What is being asked >> Identify and reproduce every line holding the string "React".

┌─ Provided data

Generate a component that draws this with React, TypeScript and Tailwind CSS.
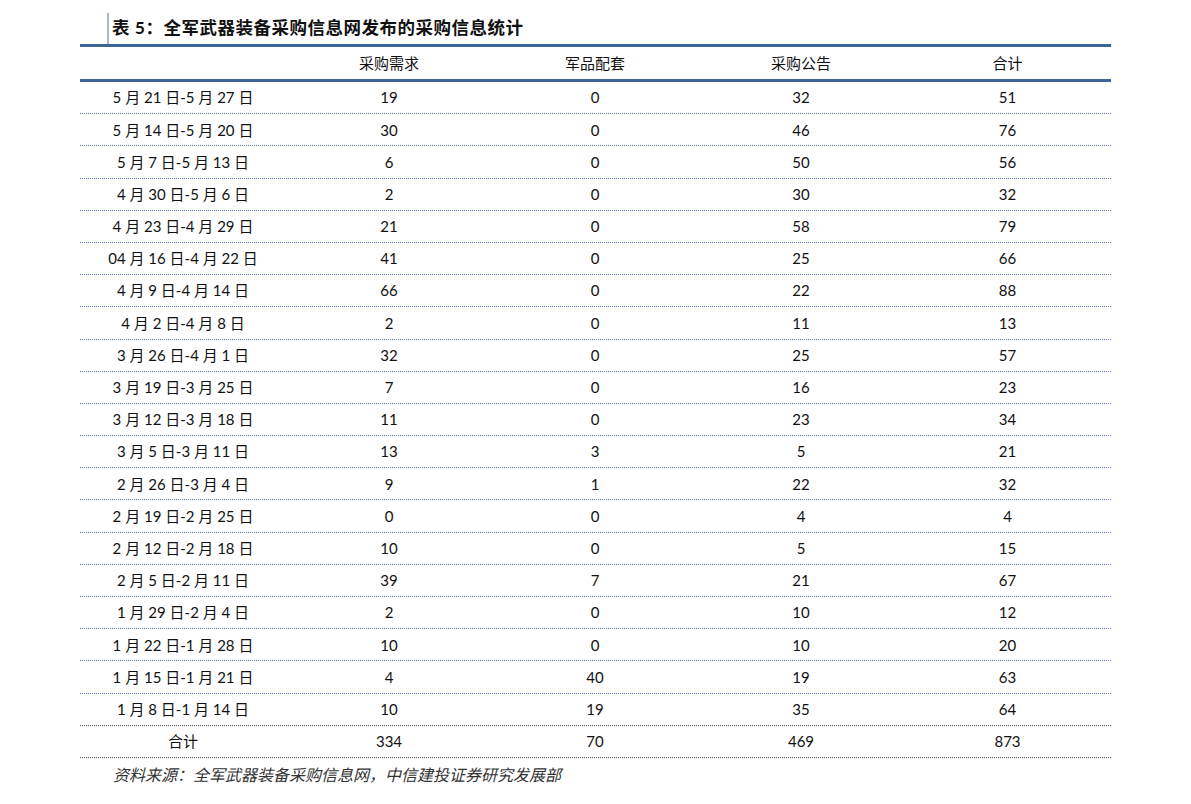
import React from 'react';

const ROWS: [string, number, number, number, number][] = [
  ['5 月 21 日-5 月 27 日', 19, 0, 32, 51],
  ['5 月 14 日-5 月 20 日', 30, 0, 46, 76],
  ['5 月 7 日-5 月 13 日', 6, 0, 50, 56],
  ['4 月 30 日-5 月 6 日', 2, 0, 30, 32],
  ['4 月 23 日-4 月 29 日', 21, 0, 58, 79],
  ['04 月 16 日-4 月 22 日', 41, 0, 25, 66],
  ['4 月 9 日-4 月 14 日', 66, 0, 22, 88],
  ['4 月 2 日-4 月 8 日', 2, 0, 11, 13],
  ['3 月 26 日-4 月 1 日', 32, 0, 25, 57],
  ['3 月 19 日-3 月 25 日', 7, 0, 16, 23],
  ['3 月 12 日-3 月 18 日', 11, 0, 23, 34],
  ['3 月 5 日-3 月 11 日', 13, 3, 5, 21],
  ['2 月 26 日-3 月 4 日', 9, 1, 22, 32],
  ['2 月 19 日-2 月 25 日', 0, 0, 4, 4],
  ['2 月 12 日-2 月 18 日', 10, 0, 5, 15],
  ['2 月 5 日-2 月 11 日', 39, 7, 21, 67],
  ['1 月 29 日-2 月 4 日', 2, 0, 10, 12],
  ['1 月 22 日-1 月 28 日', 10, 0, 10, 20],
  ['1 月 15 日-1 月 21 日', 4, 40, 19, 63],
  ['1 月 8 日-1 月 14 日', 10, 19, 35, 64],
];

const font = 'font-["Lato","Noto_Sans_CJK_SC",sans-serif]';

export default function App() {
  return (
    <div className={`w-[1191px] h-[804px] bg-white text-[#111] ${font}`}>
      <div className="pl-[80px] pt-[13px] w-[1111px]">
        {/* title */}
        <div className="flex items-stretch h-[31px]">
          <div className="w-[29px] flex justify-end">
            <div className="w-[2px] bg-[#a7b9d1]" />
          </div>
          <h1 className="pl-[3px] pt-[3px] text-[17.5px] font-bold leading-[24px] tracking-[0.5px]">
            表 5：全军武器装备采购信息网发布的采购信息统计
          </h1>
        </div>

        {/* table */}
        <div className="border-t-[3px] border-[#3e6597]">
          <div className="grid grid-cols-[206px_206px_206px_206px_207px] h-[35px] items-center text-[15px] border-b-[3px] border-[#3e6597]">
            <div />
            <div className="text-center">采购需求</div>
            <div className="text-center">军品配套</div>
            <div className="text-center">采购公告</div>
            <div className="text-center">合计</div>
          </div>
          {ROWS.map((r, i) => (
            <div
              key={i}
              className={`grid grid-cols-[206px_206px_206px_206px_207px] h-[32.2px] items-center text-[15px] border-b border-dotted ${
                i === ROWS.length - 1 ? 'border-[#555]' : 'border-[#5d7fb0]'
              }`}
            >
              <div className="text-center">{r[0]}</div>
              <div className="text-center">{r[1]}</div>
              <div className="text-center">{r[2]}</div>
              <div className="text-center">{r[3]}</div>
              <div className="text-center">{r[4]}</div>
            </div>
          ))}
          <div className="grid grid-cols-[206px_206px_206px_206px_207px] h-[32.2px] items-center text-[15px] border-b border-dotted border-[#555]">
            <div className="text-center">合计</div>
            <div className="text-center">334</div>
            <div className="text-center">70</div>
            <div className="text-center">469</div>
            <div className="text-center">873</div>
          </div>
        </div>

        <p className="pl-[33px] pt-[5px] text-[16px] italic text-[#333] leading-[24px]">
          资料来源：全军武器装备采购信息网，中信建投证券研究发展部
        </p>
      </div>
    </div>
  );
}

└─

In response >>
Generate a component that draws this with React, TypeScript and Tailwind CSS.
import React from 'react';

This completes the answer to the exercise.